══ DATA PROVIDED ══

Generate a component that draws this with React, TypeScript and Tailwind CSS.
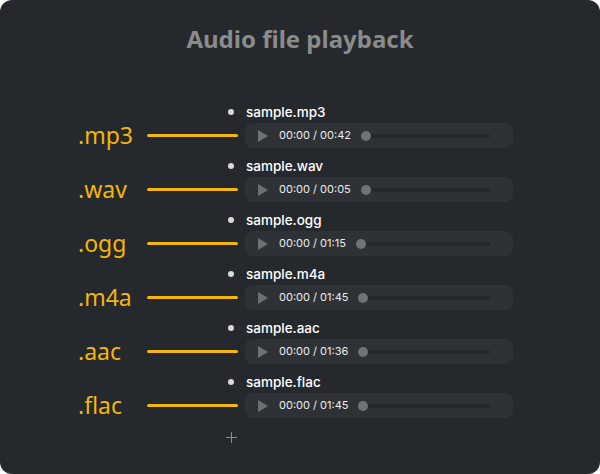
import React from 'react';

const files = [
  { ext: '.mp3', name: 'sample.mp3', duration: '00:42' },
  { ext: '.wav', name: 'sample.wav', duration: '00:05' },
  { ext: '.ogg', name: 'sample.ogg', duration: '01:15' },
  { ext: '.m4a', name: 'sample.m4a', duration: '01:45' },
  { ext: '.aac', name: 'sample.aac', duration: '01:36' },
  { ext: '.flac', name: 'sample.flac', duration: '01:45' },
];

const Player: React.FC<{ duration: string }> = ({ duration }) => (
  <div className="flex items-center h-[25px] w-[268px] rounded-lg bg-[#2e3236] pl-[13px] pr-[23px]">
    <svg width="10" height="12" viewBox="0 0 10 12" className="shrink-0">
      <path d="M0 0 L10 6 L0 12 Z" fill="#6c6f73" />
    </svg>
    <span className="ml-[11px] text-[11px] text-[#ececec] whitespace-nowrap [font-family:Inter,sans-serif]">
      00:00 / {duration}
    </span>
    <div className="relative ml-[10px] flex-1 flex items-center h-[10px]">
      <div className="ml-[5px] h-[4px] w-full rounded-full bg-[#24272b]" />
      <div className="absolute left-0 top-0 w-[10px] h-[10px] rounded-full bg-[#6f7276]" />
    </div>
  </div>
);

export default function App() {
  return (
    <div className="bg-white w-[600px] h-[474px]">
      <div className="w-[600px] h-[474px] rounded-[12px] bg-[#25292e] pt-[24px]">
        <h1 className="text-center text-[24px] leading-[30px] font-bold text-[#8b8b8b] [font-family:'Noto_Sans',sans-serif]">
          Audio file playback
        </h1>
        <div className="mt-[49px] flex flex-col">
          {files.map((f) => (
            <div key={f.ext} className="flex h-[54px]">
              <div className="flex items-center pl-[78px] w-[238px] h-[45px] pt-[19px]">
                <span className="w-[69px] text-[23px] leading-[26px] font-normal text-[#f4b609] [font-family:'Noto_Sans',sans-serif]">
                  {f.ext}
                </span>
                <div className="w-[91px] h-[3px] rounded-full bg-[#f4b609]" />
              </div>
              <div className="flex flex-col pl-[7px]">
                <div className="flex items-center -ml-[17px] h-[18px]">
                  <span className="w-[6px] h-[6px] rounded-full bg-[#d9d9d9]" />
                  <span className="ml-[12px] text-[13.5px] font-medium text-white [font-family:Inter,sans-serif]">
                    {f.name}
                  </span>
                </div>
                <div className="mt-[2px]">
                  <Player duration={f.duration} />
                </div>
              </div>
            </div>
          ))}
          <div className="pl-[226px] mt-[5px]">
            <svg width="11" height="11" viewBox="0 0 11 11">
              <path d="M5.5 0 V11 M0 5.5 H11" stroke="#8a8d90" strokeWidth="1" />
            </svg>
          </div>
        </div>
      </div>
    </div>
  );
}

═══

THE REQUEST: Quote the full listing above word for word; exclude every picture from the copy.

SOLVED EXERCISE:
Generate a component that draws this with React, TypeScript and Tailwind CSS.
import React from 'react';

const files = [
  { ext: '.mp3', name: 'sample.mp3', duration: '00:42' },
  { ext: '.wav', name: 'sample.wav', duration: '00:05' },
  { ext: '.ogg', name: 'sample.ogg', duration: '01:15' },
  { ext: '.m4a', name: 'sample.m4a', duration: '01:45' },
  { ext: '.aac', name: 'sample.aac', duration: '01:36' },
  { ext: '.flac', name: 'sample.flac', duration: '01:45' },
];

const Player: React.FC<{ duration: string }> = ({ duration }) => (
  <div className="flex items-center h-[25px] w-[268px] rounded-lg bg-[#2e3236] pl-[13px] pr-[23px]">
    <svg width="10" height="12" viewBox="0 0 10 12" className="shrink-0">
      <path d="M0 0 L10 6 L0 12 Z" fill="#6c6f73" />
    </svg>
    <span className="ml-[11px] text-[11px] text-[#ececec] whitespace-nowrap [font-family:Inter,sans-serif]">
      00:00 / {duration}
    </span>
    <div className="relative ml-[10px] flex-1 flex items-center h-[10px]">
      <div className="ml-[5px] h-[4px] w-full rounded-full bg-[#24272b]" />
      <div className="absolute left-0 top-0 w-[10px] h-[10px] rounded-full bg-[#6f7276]" />
    </div>
  </div>
);

export default function App() {
  return (
    <div className="bg-white w-[600px] h-[474px]">
      <div className="w-[600px] h-[474px] rounded-[12px] bg-[#25292e] pt-[24px]">
        <h1 className="text-center text-[24px] leading-[30px] font-bold text-[#8b8b8b] [font-family:'Noto_Sans',sans-serif]">
          Audio file playback
        </h1>
        <div className="mt-[49px] flex flex-col">
          {files.map((f) => (
            <div key={f.ext} className="flex h-[54px]">
              <div className="flex items-center pl-[78px] w-[238px] h-[45px] pt-[19px]">
                <span className="w-[69px] text-[23px] leading-[26px] font-normal text-[#f4b609] [font-family:'Noto_Sans',sans-serif]">
                  {f.ext}
                </span>
                <div className="w-[91px] h-[3px] rounded-full bg-[#f4b609]" />
              </div>
              <div className="flex flex-col pl-[7px]">
                <div className="flex items-center -ml-[17px] h-[18px]">
                  <span className="w-[6px] h-[6px] rounded-full bg-[#d9d9d9]" />
                  <span className="ml-[12px] text-[13.5px] font-medium text-white [font-family:Inter,sans-serif]">
                    {f.name}
                  </span>
                </div>
                <div className="mt-[2px]">
                  <Player duration={f.duration} />
                </div>
              </div>
            </div>
          ))}
          <div className="pl-[226px] mt-[5px]">
            <svg width="11" height="11" viewBox="0 0 11 11">
              <path d="M5.5 0 V11 M0 5.5 H11" stroke="#8a8d90" strokeWidth="1" />
            </svg>
          </div>
        </div>
      </div>
    </div>
  );
}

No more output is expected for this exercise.